- Dataset section

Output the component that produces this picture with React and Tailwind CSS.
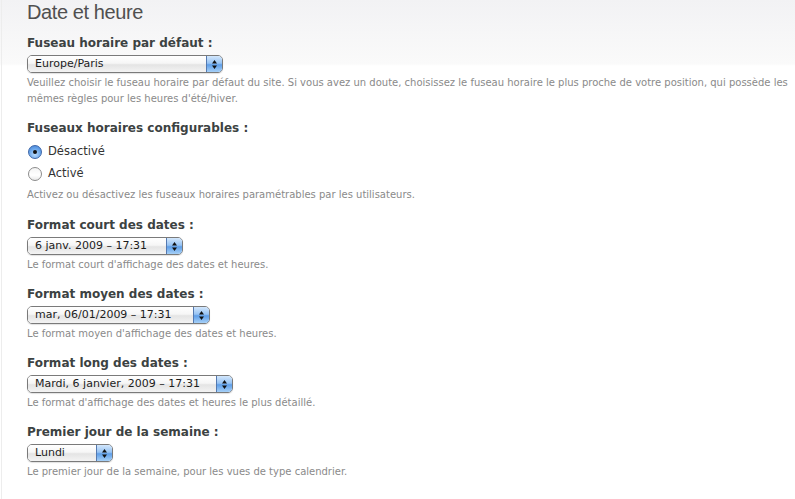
import React from 'react';

// Aqua-style popup select
const Select = ({ value, width }) => (
  <div
    className={`mt-[4px] flex h-[18px] ${width} rounded-[5px] border border-[#7a7a7a] shadow-[0_1px_1px_rgba(0,0,0,0.12)] overflow-hidden`}
  >
    <div className="flex-1 pl-[7px] text-[11px] leading-[16px] text-[#1c1c1c] whitespace-nowrap bg-[linear-gradient(to_bottom,#ffffff_0%,#f6f6f6_45%,#e4e4e4_55%,#f3f3f3_100%)]">
      {value}
    </div>
    <div className="w-[16px] flex items-center justify-center border-l border-[#5479b0] bg-[linear-gradient(to_bottom,#d3e7fc_0%,#97c3f3_45%,#5e9ee8_55%,#a6d0f7_100%)]">
      <svg width="7" height="11" viewBox="0 0 7 11">
        <path d="M3.5 1 L6 4.5 L1 4.5 Z" fill="#111" />
        <path d="M3.5 10 L6 6.5 L1 6.5 Z" fill="#111" />
      </svg>
    </div>
  </div>
);

const Radio = ({ checked, label }) => (
  <div className="flex items-center h-[22px]">
    {checked ? (
      <div className="w-[14px] h-[14px] ml-[1px] rounded-full border border-[#3d66a8] flex items-center justify-center bg-[radial-gradient(circle_at_50%_70%,#b9dcff_0%,#6aa6ea_55%,#3f7fd6_100%)]">
        <div className="w-[4px] h-[4px] rounded-full bg-[#111]" />
      </div>
    ) : (
      <div className="w-[14px] h-[14px] ml-[1px] rounded-full border border-[#8c8c8c] bg-[linear-gradient(to_bottom,#f4f4f4,#ffffff_60%,#e9e9e9)]" />
    )}
    <span className="ml-[6px] text-[11.5px] text-[#333]">{label}</span>
  </div>
);

const Label = ({ children }) => (
  <div className="text-[12px] leading-4 font-bold text-[#3c4242] whitespace-nowrap">{children}</div>
);

const Help = ({ children }) => (
  <div className="mt-[2px] text-[10px] leading-4 text-[#8a8a8a] whitespace-nowrap">{children}</div>
);

const formats = [
  { label: 'Format court des dates :', value: '6 janv. 2009 – 17:31', width: 'w-[156px]', help: "Le format court d'affichage des dates et heures." },
  { label: 'Format moyen des dates :', value: 'mar, 06/01/2009 – 17:31', width: 'w-[183px]', help: "Le format moyen d'affichage des dates et heures." },
  { label: 'Format long des dates :', value: 'Mardi, 6 janvier, 2009 – 17:31', width: 'w-[206px]', help: "Le format d'affichage des dates et heures le plus détaillé." },
  { label: 'Premier jour de la semaine :', value: 'Lundi', width: 'w-[86px]', help: 'Le premier jour de la semaine, pour les vues de type calendrier.' },
];

export default function App() {
  return (
    <div className="w-[795px] h-[499px] overflow-hidden bg-white bg-[linear-gradient(to_bottom,#f2f2f4_0px,#fafafa_64px,#ffffff_66px)] font-['DejaVu_Sans',sans-serif]">
      <div className="ml-[1px] h-full border-l border-[#ededed] pl-[25px]">
        <h1 className="text-[20px] leading-[24px] tracking-[-0.4px] text-[#505050] font-['Liberation_Sans',sans-serif]">
          Date et heure
        </h1>

        <div className="mt-[11px]">
          <Label>Fuseau horaire par défaut :</Label>
          <Select value="Europe/Paris" width="w-[196px]" />
          <Help>
            Veuillez choisir le fuseau horaire par défaut du site. Si vous avez un doute, choisissez le fuseau horaire le plus proche de votre position, qui possède les
            <br />
            mêmes règles pour les heures d'été/hiver.
          </Help>
        </div>

        <div className="mt-[13px] mb-[14px]">
          <Label>Fuseaux horaires configurables :</Label>
          <div className="mt-[5px]">
            <Radio checked label="Désactivé" />
            <Radio label="Activé" />
          </div>
          <Help>Activez ou désactivez les fuseaux horaires paramétrables par les utilisateurs.</Help>
        </div>

        <div className="flex flex-col gap-[13px]">
          {formats.map((f) => (
            <div key={f.label}>
              <Label>{f.label}</Label>
              <Select value={f.value} width={f.width} />
              <Help>{f.help}</Help>
            </div>
          ))}
        </div>
      </div>
    </div>
  );
}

- Exercise requirements
Write out every line above exactly as it is, leaving out the pictures.

- Solution to the problem
Output the component that produces this picture with React and Tailwind CSS.
import React from 'react';

// Aqua-style popup select
const Select = ({ value, width }) => (
  <div
    className={`mt-[4px] flex h-[18px] ${width} rounded-[5px] border border-[#7a7a7a] shadow-[0_1px_1px_rgba(0,0,0,0.12)] overflow-hidden`}
  >
    <div className="flex-1 pl-[7px] text-[11px] leading-[16px] text-[#1c1c1c] whitespace-nowrap bg-[linear-gradient(to_bottom,#ffffff_0%,#f6f6f6_45%,#e4e4e4_55%,#f3f3f3_100%)]">
      {value}
    </div>
    <div className="w-[16px] flex items-center justify-center border-l border-[#5479b0] bg-[linear-gradient(to_bottom,#d3e7fc_0%,#97c3f3_45%,#5e9ee8_55%,#a6d0f7_100%)]">
      <svg width="7" height="11" viewBox="0 0 7 11">
        <path d="M3.5 1 L6 4.5 L1 4.5 Z" fill="#111" />
        <path d="M3.5 10 L6 6.5 L1 6.5 Z" fill="#111" />
      </svg>
    </div>
  </div>
);

const Radio = ({ checked, label }) => (
  <div className="flex items-center h-[22px]">
    {checked ? (
      <div className="w-[14px] h-[14px] ml-[1px] rounded-full border border-[#3d66a8] flex items-center justify-center bg-[radial-gradient(circle_at_50%_70%,#b9dcff_0%,#6aa6ea_55%,#3f7fd6_100%)]">
        <div className="w-[4px] h-[4px] rounded-full bg-[#111]" />
      </div>
    ) : (
      <div className="w-[14px] h-[14px] ml-[1px] rounded-full border border-[#8c8c8c] bg-[linear-gradient(to_bottom,#f4f4f4,#ffffff_60%,#e9e9e9)]" />
    )}
    <span className="ml-[6px] text-[11.5px] text-[#333]">{label}</span>
  </div>
);

const Label = ({ children }) => (
  <div className="text-[12px] leading-4 font-bold text-[#3c4242] whitespace-nowrap">{children}</div>
);

const Help = ({ children }) => (
  <div className="mt-[2px] text-[10px] leading-4 text-[#8a8a8a] whitespace-nowrap">{children}</div>
);

const formats = [
  { label: 'Format court des dates :', value: '6 janv. 2009 – 17:31', width: 'w-[156px]', help: "Le format court d'affichage des dates et heures." },
  { label: 'Format moyen des dates :', value: 'mar, 06/01/2009 – 17:31', width: 'w-[183px]', help: "Le format moyen d'affichage des dates et heures." },
  { label: 'Format long des dates :', value: 'Mardi, 6 janvier, 2009 – 17:31', width: 'w-[206px]', help: "Le format d'affichage des dates et heures le plus détaillé." },
  { label: 'Premier jour de la semaine :', value: 'Lundi', width: 'w-[86px]', help: 'Le premier jour de la semaine, pour les vues de type calendrier.' },
];

export default function App() {
  return (
    <div className="w-[795px] h-[499px] overflow-hidden bg-white bg-[linear-gradient(to_bottom,#f2f2f4_0px,#fafafa_64px,#ffffff_66px)] font-['DejaVu_Sans',sans-serif]">
      <div className="ml-[1px] h-full border-l border-[#ededed] pl-[25px]">
        <h1 className="text-[20px] leading-[24px] tracking-[-0.4px] text-[#505050] font-['Liberation_Sans',sans-serif]">
          Date et heure
        </h1>

        <div className="mt-[11px]">
          <Label>Fuseau horaire par défaut :</Label>
          <Select value="Europe/Paris" width="w-[196px]" />
          <Help>
            Veuillez choisir le fuseau horaire par défaut du site. Si vous avez un doute, choisissez le fuseau horaire le plus proche de votre position, qui possède les
            <br />
            mêmes règles pour les heures d'été/hiver.
          </Help>
        </div>

        <div className="mt-[13px] mb-[14px]">
          <Label>Fuseaux horaires configurables :</Label>
          <div className="mt-[5px]">
            <Radio checked label="Désactivé" />
            <Radio label="Activé" />
          </div>
          <Help>Activez ou désactivez les fuseaux horaires paramétrables par les utilisateurs.</Help>
        </div>

        <div className="flex flex-col gap-[13px]">
          {formats.map((f) => (
            <div key={f.label}>
              <Label>{f.label}</Label>
              <Select value={f.value} width={f.width} />
              <Help>{f.help}</Help>
            </div>
          ))}
        </div>
      </div>
    </div>
  );
}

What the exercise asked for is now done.